>> Begin GIVEN DATA
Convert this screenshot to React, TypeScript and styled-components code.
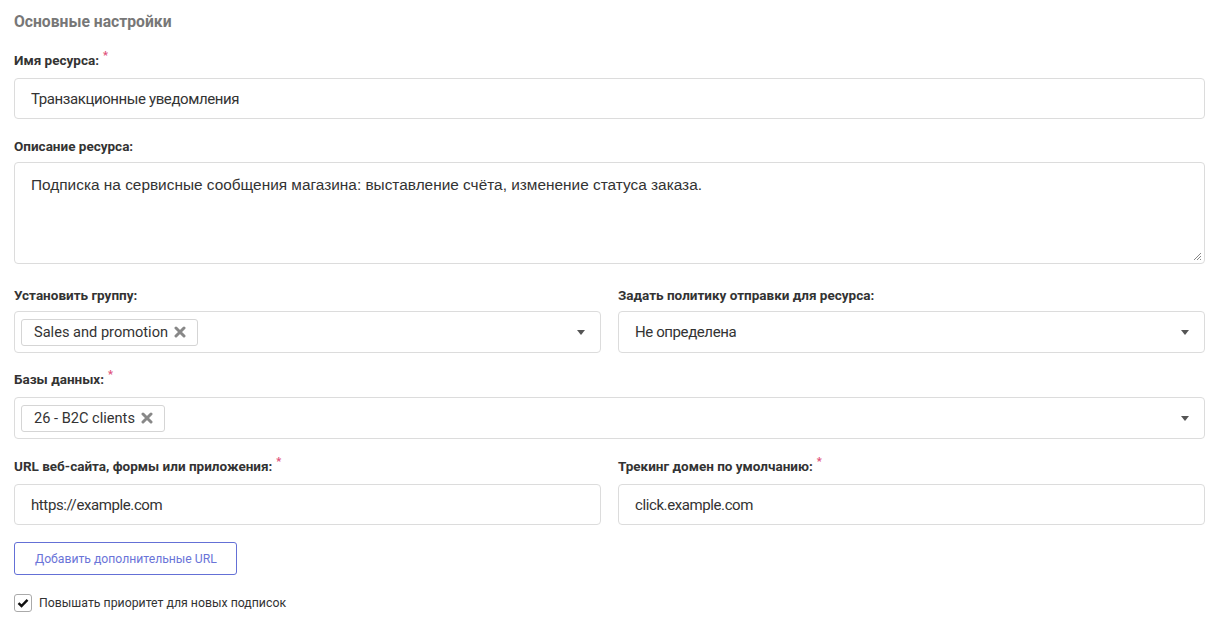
import React from "react";
import styled, { createGlobalStyle } from "styled-components";

const GlobalStyle = createGlobalStyle`
  html, body {
    margin: 0;
    padding: 0;
    background: #ffffff;
  }
  body {
    font-family: "Roboto", "Liberation Sans", sans-serif;
    color: #333333;
  }
`;

const Page = styled.div`
  padding: 12px 15px 0 14px;
`;

const SectionTitle = styled.h3`
  margin: 0 0 18px;
  font-size: 15.7px;
  line-height: 20px;
  font-weight: 700;
  color: #777777;
`;

const Row = styled.div`
  display: grid;
  grid-template-columns: 1fr 1fr;
  column-gap: 17px;
`;

const Field = styled.div<{ gap?: number }>`
  margin-bottom: ${({ gap }) => gap ?? 17}px;
`;

const Label = styled.label`
  display: block;
  margin-bottom: 6px;
  font-size: 13.5px;
  line-height: 20px;
  font-weight: 700;
  color: #333333;
`;

const Required = styled.span`
  position: relative;
  top: -6px;
  margin-left: 4px;
  font-size: 11px;
  color: #e0507a;
`;

const TextInput = styled.div`
  box-sizing: border-box;
  height: 41px;
  display: flex;
  align-items: center;
  padding: 0 16px;
  border: 1px solid #dcdcdc;
  border-radius: 4px;
  font-size: 15px;
  letter-spacing: -0.4px;
  color: #333333;
`;

const TextArea = styled.div`
  position: relative;
  box-sizing: border-box;
  height: 102px;
  margin-top: 3px;
  padding: 13px 16px;
  border: 1px solid #dcdcdc;
  border-radius: 4px;
  font-family: "Liberation Sans", Arial, sans-serif;
  font-size: 15.4px;
  line-height: 18px;
  color: #333333;
`;

const Grip = styled.svg`
  position: absolute;
  right: 2px;
  bottom: 2px;
`;

const Select = styled.div`
  box-sizing: border-box;
  height: 42px;
  margin-top: 1px;
  display: flex;
  align-items: center;
  padding: 0 15px 0 6px;
  border: 1px solid #dcdcdc;
  border-radius: 4px;
`;

const SelectValue = styled.div<{ plain?: boolean }>`
  flex: 1;
  display: flex;
  align-items: center;
  padding-left: ${({ plain }) => (plain ? "10px" : "0")};
  font-size: 15px;
  letter-spacing: ${({ plain }) => (plain ? "-0.4px" : "0")};
  color: #333333;
`;

const Tag = styled.span`
  display: inline-flex;
  align-items: center;
  gap: 6px;
  box-sizing: border-box;
  height: 27px;
  padding: 0 11px 0 12px;
  border: 1px solid #d5d5d5;
  border-radius: 3px;
  font-size: 14.6px;
  color: #333333;
`;

const Caret = styled.span`
  width: 0;
  height: 0;
  border-left: 4.5px solid transparent;
  border-right: 4.5px solid transparent;
  border-top: 5px solid #555555;
`;

const OutlineButton = styled.button`
  box-sizing: border-box;
  height: 33px;
  padding: 0 19px 0 20px;
  margin: 0 0 19px;
  border: 1px solid #6470d6;
  border-radius: 3px;
  background: #ffffff;
  font-family: inherit;
  font-size: 12.2px;
  color: #6a74d8;
  cursor: pointer;
`;

const CheckRow = styled.label`
  display: flex;
  align-items: center;
  gap: 7px;
  font-size: 12.3px;
  color: #333333;
`;

const Box = styled.span`
  box-sizing: border-box;
  width: 18px;
  height: 18px;
  display: flex;
  align-items: center;
  justify-content: center;
  border: 1px solid #aaaaaa;
  border-radius: 3px;
`;

function Remove() {
  return (
    <svg width="12" height="12" viewBox="0 0 12 12">
      <path d="M2 2 L10 10 M10 2 L2 10" stroke="#888" strokeWidth="3" strokeLinecap="round" />
    </svg>
  );
}

export default function App() {
  return (
    <Page>
      <GlobalStyle />
      <SectionTitle>Основные настройки</SectionTitle>

      <Field>
        <Label>
          Имя ресурса:<Required>*</Required>
        </Label>
        <TextInput>Транзакционные уведомления</TextInput>
      </Field>

      <Field gap={21}>
        <Label>Описание ресурса:</Label>
        <TextArea>
          Подписка на сервисные сообщения магазина: выставление счёта, изменение статуса заказа.
          <Grip width="10" height="10" viewBox="0 0 10 10">
            <path d="M9 2 L2 9 M9 5 L5 9 M9 8 L8 9" stroke="#888" strokeWidth="1" />
          </Grip>
        </TextArea>
      </Field>

      <Row>
        <Field gap={16}>
          <Label>Установить группу:</Label>
          <Select>
            <SelectValue>
              <Tag>
                Sales and promotion <Remove />
              </Tag>
            </SelectValue>
            <Caret />
          </Select>
        </Field>
        <Field gap={16}>
          <Label>Задать политику отправки для ресурса:</Label>
          <Select>
            <SelectValue plain>Не определена</SelectValue>
            <Caret />
          </Select>
        </Field>
      </Row>

      <Field>
        <Label>
          Базы данных:<Required>*</Required>
        </Label>
        <Select>
          <SelectValue>
            <Tag>
              26 - B2C clients <Remove />
            </Tag>
          </SelectValue>
          <Caret />
        </Select>
      </Field>

      <Row>
        <Field>
          <Label>
            URL веб-сайта, формы или приложения:<Required>*</Required>
          </Label>
          <TextInput>https://example.com</TextInput>
        </Field>
        <Field>
          <Label>
            Трекинг домен по умолчанию:<Required>*</Required>
          </Label>
          <TextInput>click.example.com</TextInput>
        </Field>
      </Row>

      <OutlineButton>Добавить дополнительные URL</OutlineButton>

      <CheckRow>
        <Box>
          <svg width="12" height="10" viewBox="0 0 12 10">
            <path d="M1.5 5.2 L4.5 8 L10.5 1.8" fill="none" stroke="#111" strokeWidth="2.4" />
          </svg>
        </Box>
        Повышать приоритет для новых подписок
      </CheckRow>
    </Page>
  );
}
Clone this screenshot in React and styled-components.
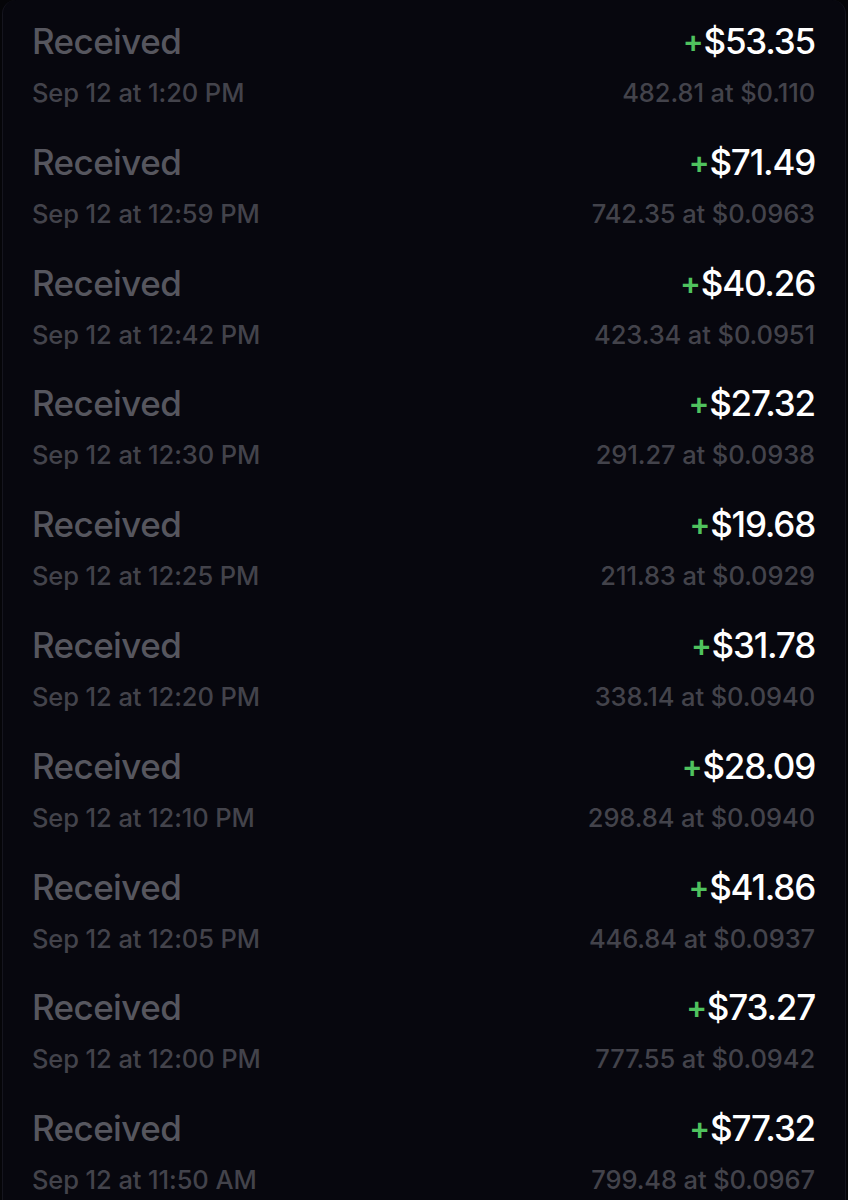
import React from "react";
import styled, { createGlobalStyle } from "styled-components";

const Global = createGlobalStyle`
  html, body { margin: 0; padding: 0; background: #050508; }
  body { font-family: Inter, "Noto Sans", sans-serif; -webkit-font-smoothing: antialiased; }
`;

const Panel = styled.div`
  margin: 0 2px;
  min-height: 1200px;
  background: #07070e;
  border-left: 1px solid #15151e;
  border-right: 1px solid #15151e;
  border-radius: 14px 14px 0 0;
  padding: 0 30px 0 29px;
  box-sizing: border-box;
  overflow: hidden;
`;

const Row = styled.div`
  display: grid;
  grid-template-columns: 1fr auto;
  grid-template-rows: 44px 32px;
  row-gap: 14px;
  padding: 19px 0 11.8px;
`;

const Title = styled.div`
  font-size: 35px;
  line-height: 44px;
  font-weight: 500;
  letter-spacing: ${(p) => (p.$right ? "-1.2px" : "-0.6px")};
  color: ${(p) => (p.$bright ? "#ffffff" : "#56565e")};
  text-align: ${(p) => (p.$right ? "right" : "left")};
  white-space: nowrap;
`;

const Plus = styled.span`
  color: #4fc25e;
  font-size: 31px;
  font-weight: 600;
  margin-right: 1px;
  position: relative;
  top: -2px;
`;

const Sub = styled.div`
  font-size: 25.5px;
  line-height: 32px;
  font-weight: 500;
  letter-spacing: -0.1px;
  color: #43434b;
  text-align: ${(p) => (p.$right ? "right" : "left")};
  white-space: nowrap;
`;

const data = [
  ["53.35", "1:20 PM", "482.81 at $0.110"],
  ["71.49", "12:59 PM", "742.35 at $0.0963"],
  ["40.26", "12:42 PM", "423.34 at $0.0951"],
  ["27.32", "12:30 PM", "291.27 at $0.0938"],
  ["19.68", "12:25 PM", "211.83 at $0.0929"],
  ["31.78", "12:20 PM", "338.14 at $0.0940"],
  ["28.09", "12:10 PM", "298.84 at $0.0940"],
  ["41.86", "12:05 PM", "446.84 at $0.0937"],
  ["73.27", "12:00 PM", "777.55 at $0.0942"],
  ["77.32", "11:50 AM", "799.48 at $0.0967"],
];

export default function App() {
  return (
    <>
      <Global />
      <Panel>
        {data.map(([amt, time, detail]) => (
          <Row key={time}>
            <Title>Received</Title>
            <Title $right $bright>
              <Plus>+</Plus>${amt}
            </Title>
            <Sub>Sep 12 at {time}</Sub>
            <Sub $right>{detail}</Sub>
          </Row>
        ))}
      </Panel>
    </>
  );
}
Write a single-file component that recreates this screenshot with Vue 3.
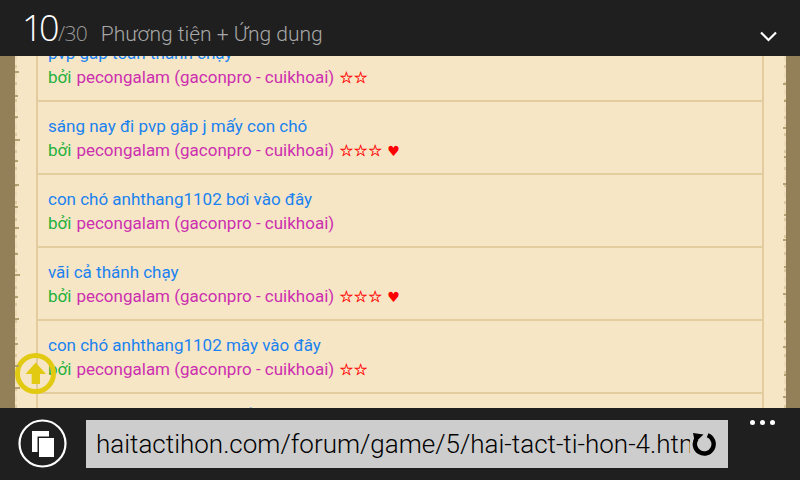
<script setup>
const rows = [
  { title: 'pvp găp toàn thánh chạy', stars: '☆☆', heart: false },
  { title: 'sáng nay đi pvp găp j mấy con chó', stars: '☆☆☆', heart: true },
  { title: 'con chó anhthang1102 bơi vào đây', stars: '', heart: false },
  { title: 'vãi cả thánh chạy', stars: '☆☆☆', heart: true },
  { title: 'con chó anhthang1102 mày vào đây', stars: '☆☆', heart: false },
  { title: 'con chó anhthang1102 mẤy vào đây', stars: '', heart: false },
]
const leftNubs = [
  [15, 4], [39, 3], [60, 3], [83, 5], [104, 3], [128, 4], [150, 3], [171, 4], [197, 3],
  [218, 5], [240, 3], [262, 4], [287, 3], [309, 4], [331, 5],
]
const rightNubs = [
  [27, 3], [44, 2], [71, 3], [100, 2], [127, 3], [158, 2], [183, 3], [210, 2], [237, 3],
  [265, 2], [290, 3], [318, 2], [340, 3],
]
</script>

<template>
  <div class="screen">
    <header class="topbar">
      <span class="count">10</span>
      <span class="total">/30</span>
      <span class="section">Phương tiện + Ứng dụng</span>
      <svg class="chevron" width="18" height="12" viewBox="0 0 18 12">
        <path d="M1 1.5 L8.5 9 L16 1.5" fill="none" stroke="#fff" stroke-width="2.2" />
      </svg>
    </header>

    <main class="page">
      <div class="edge edge-left">
        <i v-for="n in leftNubs" :key="n[0]" class="nub" :style="{ top: n[0] + 'px', width: n[1] + 'px' }"></i>
      </div>
      <div class="edge edge-right">
        <i v-for="n in rightNubs" :key="n[0]" class="nub" :style="{ top: n[0] + 'px', width: n[1] + 'px' }"></i>
      </div>
      <ul class="list">
        <li v-for="(r, i) in rows" :key="i" class="row">
          <a class="title">{{ r.title }}</a>
          <div class="meta">
            <span class="by">bởi</span>
            <span class="author">pecongalam (gaconpro - cuikhoai)</span>
            <span v-if="r.stars" class="stars">{{ r.stars }}</span>
            <span v-if="r.heart" class="heart">♥</span>
          </div>
        </li>
      </ul>
      <svg class="to-top" width="44" height="44" viewBox="0 0 44 44">
        <circle cx="21.5" cy="21.5" r="18" fill="none" stroke="#e3ca12" stroke-width="5" />
        <path d="M21.7 10.5 L32 22 L26 22 L26 32 L17.7 32 L17.7 22 L11.5 22 Z" fill="#e3ca12" />
      </svg>
    </main>

    <footer class="bottombar">
      <svg class="tabs" width="50" height="50" viewBox="0 0 50 50">
        <circle cx="24.5" cy="24.5" r="23" fill="none" stroke="#fff" stroke-width="2.2" />
        <path d="M14 12 H31 V17.5 H19.5 V33 H14 Z" fill="#fff" />
        <rect x="21" y="19" width="15" height="19" fill="#fff" />
      </svg>
      <div class="address">
        <span class="url">haitactihon.com/forum/game/5/hai-tact-ti-hon-4.html</span>
        <svg class="reload" width="26" height="26" viewBox="0 0 26 26">
          <path d="M15.6 4.3 A9.4 9.4 0 1 1 4.6 7.6" fill="none" stroke="#000" stroke-width="4.4" />
          <path d="M1 2 L11.5 3.5 L3 11.5 Z" fill="#000" />
        </svg>
      </div>
      <div class="dots"><i></i><i></i><i></i></div>
    </footer>
  </div>
</template>

<style>
html, body { margin: 0; padding: 0; background: #1f1f1f; }
</style>

<style scoped>
.screen {
  width: 800px;
  height: 480px;
  display: flex;
  flex-direction: column;
  overflow: hidden;
  font-family: Roboto, "Noto Sans", sans-serif;
}
.topbar {
  height: 56px;
  flex: none;
  background: #1f1f1f;
  display: flex;
  align-items: baseline;
  padding: 0 22px;
  box-sizing: border-box;
  line-height: 56px;
  position: relative;
  z-index: 2;
}
.count { font-size: 36px; font-weight: 300; color: #fff; font-family: "Open Sans", sans-serif; letter-spacing: -3.5px; }
.total { font-size: 21px; font-weight: 300; color: #9a9a9a; font-family: "Open Sans", sans-serif; margin-left: 2px; letter-spacing: -0.8px; }
.section { font-size: 21px; font-weight: 300; color: #a8a8a8; margin-left: 14px; }
.chevron { position: absolute; left: 760px; top: 31px; }

.page {
  flex: 1;
  position: relative;
  background: #f7e6c5;
  overflow: hidden;
}
.edge {
  position: absolute;
  top: 0;
  bottom: 0;
  background: #937f58;
}
.edge-left { left: 0; width: 15px; }
.edge-right { right: 0; width: 14px; }
.edge::after {
  content: "";
  position: absolute;
  top: 0;
  bottom: 0;
  width: 2px;
  background: repeating-linear-gradient(180deg, #eedcb8 0 5px, #f5e4c2 5px 9px, #ddc9a0 9px 12px, #f3e1bf 12px 17px);
}
.edge-left::after { right: -2px; }
.edge-right::after { left: -2px; }
.nub {
  position: absolute;
  height: 2px;
  background: #b5a071;
  z-index: 1;
}
.edge-left .nub { left: 100%; }
.edge-right .nub { right: 100%; }

.list {
  list-style: none;
  margin: -27px 36px 0 36px;
  padding: 0;
  border-left: 2px solid #e3cc9e;
  border-right: 2px solid #e3cc9e;
}
.row {
  height: 71px;
  border-bottom: 2px solid #e3cc9e;
  padding-left: 10px;
  display: flex;
  flex-direction: column;
}
.title {
  display: block;
  margin-top: 12px;
  font-size: 17px;
  line-height: 24px;
  color: #1a82f0;
  white-space: nowrap;
}
.meta {
  font-size: 17px;
  line-height: 24px;
  white-space: nowrap;
}
.by { color: #22b13c; }
.author { color: #cc2fb0; margin-left: 5px; }
.stars, .heart { line-height: 1; font-family: "DejaVu Sans", sans-serif; color: #ff0000; }
.stars { font-size: 16px; margin-left: 5px; -webkit-text-stroke: 0.3px #ff0000; }
.heart { font-size: 14px; margin-left: 5px; }
.to-top { position: absolute; left: 14px; top: 296px; }

.bottombar {
  height: 72px;
  flex: none;
  background: #1f1f1f;
  position: relative;
  display: flex;
  align-items: flex-start;
  padding: 12px 0 0 18px;
  box-sizing: border-box;
}
.tabs { flex: none; margin-top: -1px; }
.address {
  width: 642px;
  height: 48px;
  margin-left: 18px;
  background: #cdcdcd;
  display: flex;
  align-items: center;
  overflow: hidden;
  padding-left: 10px;
  box-sizing: border-box;
}
.url {
  width: 594px;
  flex: none;
  overflow: hidden;
  white-space: nowrap;
  font-size: 26px;
  font-weight: 300;
  color: #000;
}
.reload { flex: none; margin-left: 2px; }
.dots { position: absolute; left: 750px; top: 12px; display: flex; gap: 5px; }
.dots i { width: 5px; height: 5px; border-radius: 50%; background: #fff; display: block; }
</style>
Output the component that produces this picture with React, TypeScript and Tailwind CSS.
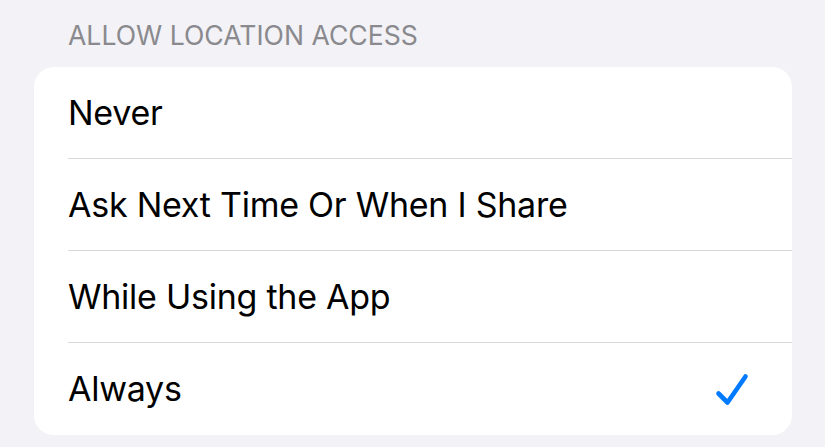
const options = [
  { id: "never", label: "Never" },
  { id: "ask", label: "Ask Next Time Or When I Share" },
  { id: "while", label: "While Using the App" },
  { id: "always", label: "Always" },
];

function Check() {
  return (
    <svg width="34" height="33" viewBox="0 0 34 33" fill="none">
      <path
        d="M3.5 20.5 L12.5 29.5 L30.5 3.5"
        stroke="#007aff"
        strokeWidth="4.6"
        strokeLinecap="round"
        strokeLinejoin="round"
      />
    </svg>
  );
}

export default function App() {
  const selected = "always";
  return (
    <div
      className="h-[447px] w-[825px] overflow-hidden bg-[#f2f2f7]"
      style={{ fontFamily: "Inter, 'Liberation Sans', sans-serif" }}
    >
      <div className="pl-[68px] pt-[20px] h-[67px] text-[26.6px] leading-[30px] text-[#8a8a8e]">
        ALLOW LOCATION ACCESS
      </div>
      <div className="ml-[34px] w-[758px] rounded-[20px] bg-white">
        {options.map((o, i) => (
          <div key={o.id} className="pl-[34px]">
            <div
              className={
                "flex h-[92px] items-center justify-between pr-[43px] " +
                (i < options.length - 1 ? "border-b border-[#d8d8dc]" : "")
              }
            >
              <span className="text-[34px] leading-none tracking-[-0.25px] text-black">
                {o.label}
              </span>
              {selected === o.id ? <Check /> : null}
            </div>
          </div>
        ))}
      </div>
    </div>
  );
}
>> End GIVEN DATA
REQUIREMENTS
Give the number of lines in the listing above that hold the string "screenshot", with nothing else.

THE SOLUTION
3